I also looked at how the government handled a more recent crisis, Hurricane Katrina, and tried to extrapolate what emergency management agencies learned from that quagmire and how they would improve or fail to improve their response.

When confronted with technical issues about which I had no knowledge, I used experts or researched things on my own. I took a self-defense class to learn about realistic physical attacks and defense. I watched a lot of episodes of Mythbusters to learn about weapons and what can be made into a weapon. My father designed card-key access security systems and closed-circuit surveillance systems in his former life, and he helped me figure out how those worked and could be made to not work. A good friend of mine is a serious gamer, and he helped me understand the worlds of online and console gaming.

B. What surprised you most (or scared you most) in your research of the flu?

Everything about the flu scares me. Maybe the first terrifying moment was when my medical expert friend told me, "Why do you need a bomb? Just have a sick person walk through the mall and cough on someone." This is all you need to cause a pandemic.

Second to that was how easy it would be to create a super deadly and infectious strain of the flu. Normally, a flu strain either has a high morbidity rate or a high rate of infection-it is rare for a flu to be both highly contagious and deadly. But it is not hard to engineer such a flu through a genetic shift by crossing species. In fact, all you need to do is infect a sick pig with an avian flu, or a sick bird with a swine flu, or a sick person with either and see what happens.
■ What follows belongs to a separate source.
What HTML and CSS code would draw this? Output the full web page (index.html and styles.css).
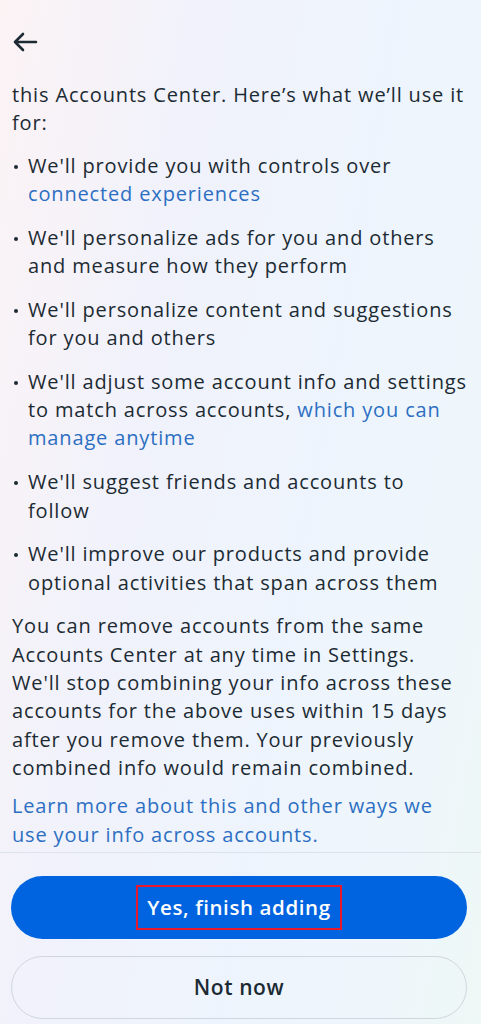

Worse, a deadly flu can mutate into a deadly and contagious form simply through its transmission from one patient to the next, as was revealed by Dutch scientists last fall.

Next was discovering just how bad the symptoms of the flu can get. In researching what happened to people infected with the Spanish Flu, I was horrified to learn that some people died within twelve hours of showing symptoms. People suffered from raging fevers, delirium, and bleeding from the eyes, nose, ears, and mouth as their mucous membranes hemorrhaged and lungs filled with fluid. Because their extremities were deprived of oxygen, people's skin would develop dark spots, and their ears, fingers, and toes a bluish cast.

C. What changes to the text were necessarily in order for the science to work?

It was more that I bent the science to fit my story than that I changed my story to fit the text. For example, the Stonecliff flu has a very short incubation period, an unusually high mortality rate, and for younger people, a very short recovery period. This was necessary so that I could infect characters with the flu without knocking them out for the entire novel or trilogy. The story, however, was informed by the science. When an idea of mine failed to pass the "smell test"-is it completely rotten, a/k/a implausible?-with my experts, I rethought that plot point.